States May Move Closer to Uniform Way of Identifying ELLs

Education Week (09/05/13) Maxwell, Lesli A.

States that have adopted the Common Core State Standards (CCSS) and are planning to roll out shared content assessments are turning their attention to establishing uniform standards for identifying English-language learners and determining when they no longer need language instruction. Using new recommendations from the Council of Chief State School Officers (CCSSO), these states hope to create a more consistent playing field within four to five years. The 33 states that belong to the World-Class Instructional Design and Assessment Consortium (WIDA) and share common English-language-proficiency standards and annual assessments, along with the Smarter Balanced Assessment Consortium and the Partnership for Assessment of Readiness for College and Careers, have agreed to collaborate on more-uniform definitions of ELLs as a condition of their federal grants for designing shared assessments for the CCSS. Scott Norton, director of standards, assessment, and accountability for the CCSSO, says representatives from several states, the assessment groups, federal civil rights officials, and ELL advocates will meet in Washington in September to begin the decision-making process.
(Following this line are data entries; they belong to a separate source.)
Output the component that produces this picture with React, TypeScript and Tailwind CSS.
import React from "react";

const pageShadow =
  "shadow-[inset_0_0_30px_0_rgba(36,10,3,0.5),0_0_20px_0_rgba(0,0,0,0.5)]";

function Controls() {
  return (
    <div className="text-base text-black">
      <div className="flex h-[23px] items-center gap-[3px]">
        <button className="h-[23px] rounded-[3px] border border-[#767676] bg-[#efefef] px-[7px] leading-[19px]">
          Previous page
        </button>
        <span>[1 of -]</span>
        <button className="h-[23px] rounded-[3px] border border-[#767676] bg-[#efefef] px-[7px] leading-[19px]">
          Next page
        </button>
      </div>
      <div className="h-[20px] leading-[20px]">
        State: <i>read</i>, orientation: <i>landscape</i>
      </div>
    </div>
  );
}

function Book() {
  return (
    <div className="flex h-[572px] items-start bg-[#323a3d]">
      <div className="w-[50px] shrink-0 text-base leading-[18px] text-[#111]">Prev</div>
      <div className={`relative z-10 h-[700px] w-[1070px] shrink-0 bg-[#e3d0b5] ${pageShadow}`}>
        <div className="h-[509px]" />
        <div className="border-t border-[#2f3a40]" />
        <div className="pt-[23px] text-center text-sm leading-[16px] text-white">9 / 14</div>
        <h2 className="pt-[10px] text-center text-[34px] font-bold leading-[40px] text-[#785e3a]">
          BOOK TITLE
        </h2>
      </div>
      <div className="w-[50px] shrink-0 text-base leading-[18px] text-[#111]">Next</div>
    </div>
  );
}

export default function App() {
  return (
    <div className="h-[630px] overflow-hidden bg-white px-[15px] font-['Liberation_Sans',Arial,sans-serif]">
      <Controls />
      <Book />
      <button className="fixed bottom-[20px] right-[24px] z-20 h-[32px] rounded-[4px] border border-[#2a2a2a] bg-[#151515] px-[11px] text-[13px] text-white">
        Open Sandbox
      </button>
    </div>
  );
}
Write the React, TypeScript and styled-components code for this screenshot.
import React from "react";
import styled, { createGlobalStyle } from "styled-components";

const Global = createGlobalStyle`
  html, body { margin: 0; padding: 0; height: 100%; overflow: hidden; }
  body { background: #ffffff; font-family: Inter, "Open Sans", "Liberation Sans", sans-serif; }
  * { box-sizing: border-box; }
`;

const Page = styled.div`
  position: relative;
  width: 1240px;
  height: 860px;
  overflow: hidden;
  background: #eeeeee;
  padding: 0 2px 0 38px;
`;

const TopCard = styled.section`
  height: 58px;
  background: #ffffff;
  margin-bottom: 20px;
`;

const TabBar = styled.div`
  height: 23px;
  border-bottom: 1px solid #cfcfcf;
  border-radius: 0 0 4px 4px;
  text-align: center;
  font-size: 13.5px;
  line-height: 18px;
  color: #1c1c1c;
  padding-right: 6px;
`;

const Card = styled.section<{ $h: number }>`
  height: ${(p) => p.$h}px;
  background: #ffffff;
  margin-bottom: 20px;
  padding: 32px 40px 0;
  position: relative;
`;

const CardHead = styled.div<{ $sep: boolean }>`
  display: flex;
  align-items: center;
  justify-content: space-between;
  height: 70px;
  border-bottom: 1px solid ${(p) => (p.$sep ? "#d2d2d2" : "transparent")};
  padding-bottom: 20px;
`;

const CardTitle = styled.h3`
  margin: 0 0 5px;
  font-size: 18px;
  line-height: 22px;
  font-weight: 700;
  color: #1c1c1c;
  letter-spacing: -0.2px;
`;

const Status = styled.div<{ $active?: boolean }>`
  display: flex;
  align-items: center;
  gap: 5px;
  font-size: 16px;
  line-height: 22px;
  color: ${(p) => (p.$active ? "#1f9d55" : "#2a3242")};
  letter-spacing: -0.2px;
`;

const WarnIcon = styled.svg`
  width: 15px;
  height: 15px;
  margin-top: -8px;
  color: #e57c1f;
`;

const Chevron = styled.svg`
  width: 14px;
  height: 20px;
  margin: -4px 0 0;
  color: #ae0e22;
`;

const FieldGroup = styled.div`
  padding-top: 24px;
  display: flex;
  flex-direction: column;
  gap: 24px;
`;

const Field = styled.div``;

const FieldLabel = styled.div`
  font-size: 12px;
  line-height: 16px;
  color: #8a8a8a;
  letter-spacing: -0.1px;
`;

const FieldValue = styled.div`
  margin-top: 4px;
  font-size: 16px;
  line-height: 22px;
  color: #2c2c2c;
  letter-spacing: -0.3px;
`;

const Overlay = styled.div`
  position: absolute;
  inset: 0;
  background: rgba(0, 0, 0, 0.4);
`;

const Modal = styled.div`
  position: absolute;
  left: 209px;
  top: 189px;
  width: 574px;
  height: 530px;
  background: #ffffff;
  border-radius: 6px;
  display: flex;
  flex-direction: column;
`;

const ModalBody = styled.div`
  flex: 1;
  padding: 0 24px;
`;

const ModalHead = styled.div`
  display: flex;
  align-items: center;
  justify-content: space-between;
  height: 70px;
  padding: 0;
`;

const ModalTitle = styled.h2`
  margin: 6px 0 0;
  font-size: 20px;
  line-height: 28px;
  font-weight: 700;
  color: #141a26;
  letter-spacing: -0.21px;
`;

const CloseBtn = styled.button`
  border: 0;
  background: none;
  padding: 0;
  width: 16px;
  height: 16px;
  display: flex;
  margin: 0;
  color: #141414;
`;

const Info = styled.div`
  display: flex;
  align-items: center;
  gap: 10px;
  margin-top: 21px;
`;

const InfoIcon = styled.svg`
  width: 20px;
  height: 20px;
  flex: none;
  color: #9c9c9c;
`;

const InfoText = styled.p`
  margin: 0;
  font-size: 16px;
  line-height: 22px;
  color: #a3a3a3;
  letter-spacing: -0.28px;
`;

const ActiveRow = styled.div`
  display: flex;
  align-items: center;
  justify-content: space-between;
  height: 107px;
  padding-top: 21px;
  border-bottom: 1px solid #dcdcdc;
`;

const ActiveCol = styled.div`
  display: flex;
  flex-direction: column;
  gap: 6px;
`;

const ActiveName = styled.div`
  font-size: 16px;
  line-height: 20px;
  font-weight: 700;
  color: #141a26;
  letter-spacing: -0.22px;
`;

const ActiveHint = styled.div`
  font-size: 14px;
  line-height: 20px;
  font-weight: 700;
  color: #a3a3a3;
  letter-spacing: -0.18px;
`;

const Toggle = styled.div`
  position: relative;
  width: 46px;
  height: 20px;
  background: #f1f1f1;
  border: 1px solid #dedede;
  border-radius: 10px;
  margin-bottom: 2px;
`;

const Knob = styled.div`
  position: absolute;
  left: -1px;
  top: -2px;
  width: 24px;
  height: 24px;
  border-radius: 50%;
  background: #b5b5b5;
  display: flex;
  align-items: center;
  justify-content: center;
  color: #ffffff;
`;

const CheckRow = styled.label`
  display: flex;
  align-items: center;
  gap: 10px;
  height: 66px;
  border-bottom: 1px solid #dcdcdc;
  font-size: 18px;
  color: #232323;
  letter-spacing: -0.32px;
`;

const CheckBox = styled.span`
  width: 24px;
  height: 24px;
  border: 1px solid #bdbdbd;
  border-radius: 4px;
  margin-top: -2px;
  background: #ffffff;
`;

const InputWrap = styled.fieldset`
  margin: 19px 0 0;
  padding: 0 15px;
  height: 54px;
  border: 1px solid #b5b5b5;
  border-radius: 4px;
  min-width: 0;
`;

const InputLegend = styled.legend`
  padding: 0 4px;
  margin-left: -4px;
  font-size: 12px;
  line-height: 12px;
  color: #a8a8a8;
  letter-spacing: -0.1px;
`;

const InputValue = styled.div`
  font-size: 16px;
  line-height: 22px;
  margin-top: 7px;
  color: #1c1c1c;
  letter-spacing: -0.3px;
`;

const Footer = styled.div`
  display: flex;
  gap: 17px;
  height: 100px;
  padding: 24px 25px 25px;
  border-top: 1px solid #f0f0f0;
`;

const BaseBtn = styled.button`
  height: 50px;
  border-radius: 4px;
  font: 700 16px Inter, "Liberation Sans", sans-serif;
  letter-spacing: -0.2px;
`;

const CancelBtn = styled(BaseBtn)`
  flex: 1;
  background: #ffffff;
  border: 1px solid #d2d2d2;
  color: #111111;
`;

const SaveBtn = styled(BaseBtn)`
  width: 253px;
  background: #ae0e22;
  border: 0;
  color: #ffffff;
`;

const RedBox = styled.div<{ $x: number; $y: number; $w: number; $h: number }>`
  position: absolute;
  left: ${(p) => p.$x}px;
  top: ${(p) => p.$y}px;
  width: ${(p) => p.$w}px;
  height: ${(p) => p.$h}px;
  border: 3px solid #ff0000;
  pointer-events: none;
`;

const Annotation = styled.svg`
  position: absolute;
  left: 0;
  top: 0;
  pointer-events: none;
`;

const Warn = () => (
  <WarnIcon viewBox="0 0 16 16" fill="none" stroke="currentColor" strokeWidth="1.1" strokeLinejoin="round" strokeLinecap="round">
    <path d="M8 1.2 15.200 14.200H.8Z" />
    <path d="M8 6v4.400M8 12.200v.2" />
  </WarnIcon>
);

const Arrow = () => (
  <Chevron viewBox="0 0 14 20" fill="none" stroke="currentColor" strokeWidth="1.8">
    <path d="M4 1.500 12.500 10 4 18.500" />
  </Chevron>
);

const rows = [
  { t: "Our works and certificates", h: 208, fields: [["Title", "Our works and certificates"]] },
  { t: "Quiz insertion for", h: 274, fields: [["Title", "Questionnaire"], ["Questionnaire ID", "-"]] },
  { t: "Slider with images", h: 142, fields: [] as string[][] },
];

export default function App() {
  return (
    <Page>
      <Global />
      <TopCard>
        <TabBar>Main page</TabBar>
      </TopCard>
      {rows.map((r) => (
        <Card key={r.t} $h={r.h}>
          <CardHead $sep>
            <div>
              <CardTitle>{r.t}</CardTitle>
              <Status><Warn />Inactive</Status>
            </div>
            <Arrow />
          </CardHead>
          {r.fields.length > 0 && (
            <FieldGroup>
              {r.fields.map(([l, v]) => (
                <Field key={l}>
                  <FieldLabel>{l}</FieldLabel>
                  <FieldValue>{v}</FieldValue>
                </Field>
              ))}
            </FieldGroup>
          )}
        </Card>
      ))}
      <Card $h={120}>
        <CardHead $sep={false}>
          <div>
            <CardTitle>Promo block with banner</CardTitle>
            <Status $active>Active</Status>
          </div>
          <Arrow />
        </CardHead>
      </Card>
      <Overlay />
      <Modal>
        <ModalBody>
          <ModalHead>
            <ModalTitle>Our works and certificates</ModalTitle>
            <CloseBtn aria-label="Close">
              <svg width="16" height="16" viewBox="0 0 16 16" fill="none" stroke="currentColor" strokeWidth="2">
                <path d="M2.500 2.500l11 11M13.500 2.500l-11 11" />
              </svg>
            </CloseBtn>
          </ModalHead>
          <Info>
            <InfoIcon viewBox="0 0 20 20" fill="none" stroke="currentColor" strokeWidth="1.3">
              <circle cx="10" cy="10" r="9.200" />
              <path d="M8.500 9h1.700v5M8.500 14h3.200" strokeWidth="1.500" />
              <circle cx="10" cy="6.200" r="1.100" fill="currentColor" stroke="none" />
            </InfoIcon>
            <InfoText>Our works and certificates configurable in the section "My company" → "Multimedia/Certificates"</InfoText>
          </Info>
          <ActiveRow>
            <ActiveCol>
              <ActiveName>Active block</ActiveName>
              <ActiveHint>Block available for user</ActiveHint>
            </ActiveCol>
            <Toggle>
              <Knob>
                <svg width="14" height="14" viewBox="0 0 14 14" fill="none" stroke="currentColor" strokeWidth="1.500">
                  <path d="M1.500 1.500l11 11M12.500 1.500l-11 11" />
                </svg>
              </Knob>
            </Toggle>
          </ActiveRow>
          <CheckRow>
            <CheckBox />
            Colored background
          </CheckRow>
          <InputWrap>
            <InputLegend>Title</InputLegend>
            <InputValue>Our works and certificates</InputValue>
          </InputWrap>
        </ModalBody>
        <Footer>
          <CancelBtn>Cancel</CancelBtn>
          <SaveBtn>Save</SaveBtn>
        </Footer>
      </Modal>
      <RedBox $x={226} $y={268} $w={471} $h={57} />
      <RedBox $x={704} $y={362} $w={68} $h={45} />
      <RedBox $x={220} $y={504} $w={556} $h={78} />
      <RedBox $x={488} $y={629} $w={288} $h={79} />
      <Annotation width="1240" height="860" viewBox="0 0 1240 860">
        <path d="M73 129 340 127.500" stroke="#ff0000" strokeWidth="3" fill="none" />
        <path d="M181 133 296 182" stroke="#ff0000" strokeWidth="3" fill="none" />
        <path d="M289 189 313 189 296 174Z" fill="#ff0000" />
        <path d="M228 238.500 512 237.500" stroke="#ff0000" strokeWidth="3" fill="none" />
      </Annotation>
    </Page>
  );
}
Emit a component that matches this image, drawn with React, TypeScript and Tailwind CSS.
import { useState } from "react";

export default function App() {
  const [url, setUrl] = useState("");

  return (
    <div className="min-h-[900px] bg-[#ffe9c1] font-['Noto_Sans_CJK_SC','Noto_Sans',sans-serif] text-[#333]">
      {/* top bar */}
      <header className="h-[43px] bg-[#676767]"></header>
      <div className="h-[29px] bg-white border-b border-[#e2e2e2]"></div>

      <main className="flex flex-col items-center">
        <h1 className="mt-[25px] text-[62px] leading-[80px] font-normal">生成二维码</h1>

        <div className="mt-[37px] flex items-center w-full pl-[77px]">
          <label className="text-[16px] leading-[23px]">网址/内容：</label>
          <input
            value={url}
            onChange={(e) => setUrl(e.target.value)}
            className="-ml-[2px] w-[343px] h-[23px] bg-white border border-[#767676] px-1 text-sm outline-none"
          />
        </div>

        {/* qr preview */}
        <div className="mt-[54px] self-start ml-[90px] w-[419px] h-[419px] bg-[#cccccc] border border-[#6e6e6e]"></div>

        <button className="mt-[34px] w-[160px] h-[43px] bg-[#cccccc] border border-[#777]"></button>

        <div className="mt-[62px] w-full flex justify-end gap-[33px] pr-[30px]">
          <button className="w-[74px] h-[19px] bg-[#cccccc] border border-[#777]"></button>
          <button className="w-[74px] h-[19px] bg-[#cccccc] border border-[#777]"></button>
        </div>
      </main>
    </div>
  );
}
The CCSSO policy recommendations - written by WestEd senior research associate Robert Linquanti and University of Wisconsin-Madison's Wisconsin Center for Education Research associate research scientist H. Gary Cook - call on states to address four areas: identifying potential ELLs, confirming whether students actually are ELLs, defining English-language proficiency, and reclassifying students as fluent and ready to exit ELL services. States and districts should develop criteria that focus on students' linguistic abilities rather than require a minimum level of performance on an academic-content test, according to the recommendations.